Après lecture de votre article concernant l'étude de la Fondation Concorde intitulée « Pharmacie d'officine : quelles évolutions pour répondre aux défis de demain »*, on ne peut que saluer l'ampleur de la réflexion et la pertinence des orientations proposées. D'autant qu'on ne tourne pas autour du pot : « Ils [les pharmaciens] doivent prendre conscience qu'une mobilisation réelle doit se faire, pour que les changements soient possibles ». L'ensemble de ce texte diffère grandement des solutions simplistes bien souvent avancées pour colmater quelques brèches et faire miroiter une augmentation facile du chiffre d'affaires.
Quelques interrogations parcourent ce texte, parmi lesquelles : comment déterminer le prix de ces nouveaux services ? Et qui va payer ? Questions qui s'accompagnent d'une remarque impossible à occulter : « Si l'État ne prend pas en charge, il sera nécessaire… d'habituer les pharmaciens eux-mêmes à les faire payer, ce qui n'est à l'heure actuelle pas dans leur culture. »
Il semble important de s'arrêter sur ce comportement : qu'est-ce qui fait que les pharmaciens ont acquis cette culture ? Sont-ils aussi « coincés » qu'ils le paraissent ? Rappelons que leur rémunération dépend par principe de la vente du médicament, fabriqué historiquement dans leur préparatoire et depuis maintenant longtemps conditionné industriellement, avec un prix de vente imposé par l'État. Des produits les plus divers quant à leur efficacité, voire même quant à leur intérêt en officine, sont venus par la suite compléter leurs offres, procurant un complément de chiffre d'affaires, actuellement indispensable pour assurer un relatif équilibre économique. Ainsi on peut penser que cette réticence à faire payer autre chose que du médicament ou du parapharmaceutique s'inscrit dans une culture du conseil et de l'oral. Alors que le conseil délivré oralement vient accompagner chaque dispensation, le concept de service reste quelque peu étranger au monde officinal. À l'exemple des entretiens pharmaceutiques, qui sont censés impulser une nouvelle dynamique, le service renvoie aux idées d'utilité en termes de santé publique et de source d'économie pour les finances publiques, grâce à une validation par des études scientifiques ; pratiqué dans un cadre de « bonnes pratiques », avec obligation de trace écrite et grâce à une expertise strictement pharmaceutique, son paiement valorise ce type d'acte. Mais on connaît les oppositions du corps médical à accorder quelques prérogatives à notre profession. Alors n'est-il pas probable que celle-ci ne se lancera dans de nouvelles activités qu'à partir du moment où des accords interprofessionnels nationaux auront été signés, définissant précisément les actes confiés et les parts de responsabilité de chacun, avec la mise en place de formations validantes.

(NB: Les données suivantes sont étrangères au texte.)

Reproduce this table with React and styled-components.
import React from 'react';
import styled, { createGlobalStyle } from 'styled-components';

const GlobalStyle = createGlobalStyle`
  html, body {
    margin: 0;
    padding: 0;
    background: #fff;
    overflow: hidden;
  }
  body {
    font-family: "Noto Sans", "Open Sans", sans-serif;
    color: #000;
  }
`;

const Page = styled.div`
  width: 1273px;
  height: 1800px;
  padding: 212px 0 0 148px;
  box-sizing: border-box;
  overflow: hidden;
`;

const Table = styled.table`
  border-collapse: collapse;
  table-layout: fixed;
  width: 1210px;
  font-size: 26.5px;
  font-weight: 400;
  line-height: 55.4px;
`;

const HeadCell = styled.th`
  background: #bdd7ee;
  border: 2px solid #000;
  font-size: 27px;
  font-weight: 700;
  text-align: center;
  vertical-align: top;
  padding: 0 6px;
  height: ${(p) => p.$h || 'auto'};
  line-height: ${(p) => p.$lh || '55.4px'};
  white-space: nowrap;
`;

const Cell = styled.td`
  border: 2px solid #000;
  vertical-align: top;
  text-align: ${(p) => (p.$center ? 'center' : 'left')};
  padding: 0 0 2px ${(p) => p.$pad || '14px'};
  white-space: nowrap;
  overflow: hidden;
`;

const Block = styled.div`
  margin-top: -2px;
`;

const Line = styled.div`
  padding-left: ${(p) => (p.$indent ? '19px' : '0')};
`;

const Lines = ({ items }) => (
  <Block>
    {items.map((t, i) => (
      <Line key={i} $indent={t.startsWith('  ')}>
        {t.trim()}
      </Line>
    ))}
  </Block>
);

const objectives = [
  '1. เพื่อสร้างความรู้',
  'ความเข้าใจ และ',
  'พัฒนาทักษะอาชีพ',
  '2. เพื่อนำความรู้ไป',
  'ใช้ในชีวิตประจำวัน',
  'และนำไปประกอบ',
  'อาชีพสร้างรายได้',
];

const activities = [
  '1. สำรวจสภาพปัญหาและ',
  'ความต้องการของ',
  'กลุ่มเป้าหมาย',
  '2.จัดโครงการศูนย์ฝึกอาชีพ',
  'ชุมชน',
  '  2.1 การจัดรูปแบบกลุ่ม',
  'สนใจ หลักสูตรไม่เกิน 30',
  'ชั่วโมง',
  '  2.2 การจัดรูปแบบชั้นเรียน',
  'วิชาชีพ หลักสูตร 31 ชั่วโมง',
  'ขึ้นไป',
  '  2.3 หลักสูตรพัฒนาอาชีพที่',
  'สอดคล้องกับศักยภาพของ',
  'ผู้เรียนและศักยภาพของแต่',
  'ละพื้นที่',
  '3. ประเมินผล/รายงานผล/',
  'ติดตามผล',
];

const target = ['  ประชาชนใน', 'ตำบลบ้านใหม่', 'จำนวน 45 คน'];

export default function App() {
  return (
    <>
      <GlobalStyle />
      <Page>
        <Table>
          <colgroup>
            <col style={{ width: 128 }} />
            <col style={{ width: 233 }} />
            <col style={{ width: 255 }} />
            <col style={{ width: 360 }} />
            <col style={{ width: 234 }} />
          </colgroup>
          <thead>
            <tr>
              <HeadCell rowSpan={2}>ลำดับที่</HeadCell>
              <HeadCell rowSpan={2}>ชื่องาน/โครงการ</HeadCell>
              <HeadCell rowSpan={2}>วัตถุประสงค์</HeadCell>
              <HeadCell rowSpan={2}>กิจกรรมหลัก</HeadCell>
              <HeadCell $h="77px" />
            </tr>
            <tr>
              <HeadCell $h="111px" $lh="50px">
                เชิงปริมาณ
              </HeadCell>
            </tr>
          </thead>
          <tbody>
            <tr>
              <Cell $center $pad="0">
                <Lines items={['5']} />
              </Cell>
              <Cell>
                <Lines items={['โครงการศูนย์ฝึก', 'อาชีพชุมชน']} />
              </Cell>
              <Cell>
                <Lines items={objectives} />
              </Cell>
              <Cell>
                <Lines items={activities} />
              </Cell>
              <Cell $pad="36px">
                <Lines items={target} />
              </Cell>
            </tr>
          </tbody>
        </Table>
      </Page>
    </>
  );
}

Aussi cette difficulté à demander une rétribution est-elle à mettre en relation avec une relative prudence et une certaine honnêteté intellectuelle de la part des pharmaciens, chacun considérant d'abord les bénéfices en matière de santé publique des services, mais cherchant par ailleurs à préserver des relations les plus « cordiales » avec les prescripteurs les plus proches. Le succès mitigé de la mise en place de TROD (tests rapides d'orientation diagnostic) peut s'expliquer ainsi. La recherche de respect vis-à-vis des différents protagonistes permet aussi de préserver une certaine identité de professionnels de santé, à la différence de « prestataires de services » cherchant à « ponctionner » à leur manière leurs clients. Par exemple serait-il juste de concevoir un paiement lors d'une prise de tension ou d'une recherche de glycémie capillaire occasionnelles, ces actes relevant plus du complément d'information ou d'une aide au diagnostic en cas de malaise.

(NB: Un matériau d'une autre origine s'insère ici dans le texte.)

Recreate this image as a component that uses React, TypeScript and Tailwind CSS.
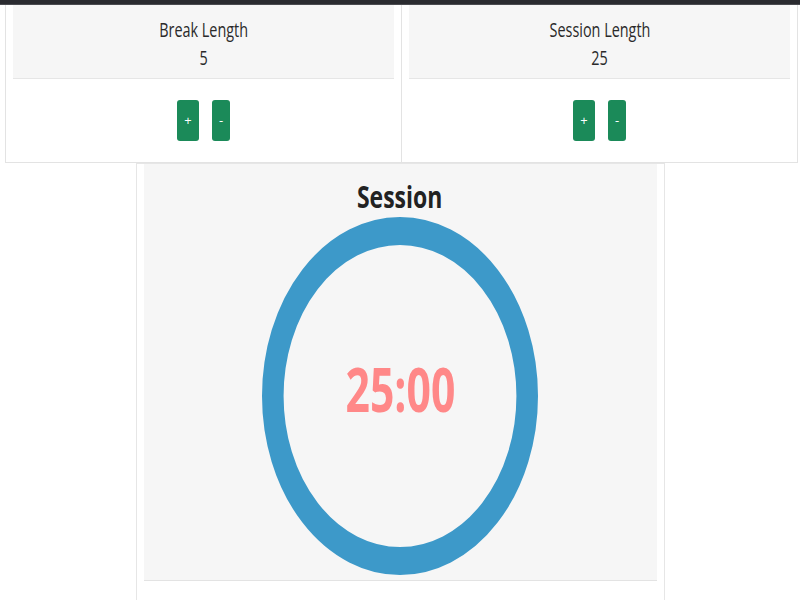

Tout acte posé dans une officine doit-il avoir une valeur marchande ? Il semble que si notre profession reste encore largement appréciée par le public, c'est que son exercice préserve une certaine part de gratuité. Cette part de non-monnayable est inestimable car témoigne du souci d'autrui. À nous de relever le défi de conjuguer nouvelles compétences, nouveaux services et nouvelles rémunérations avec capacité d'accueil de l'humain afin de rester des « sachants humanistes ».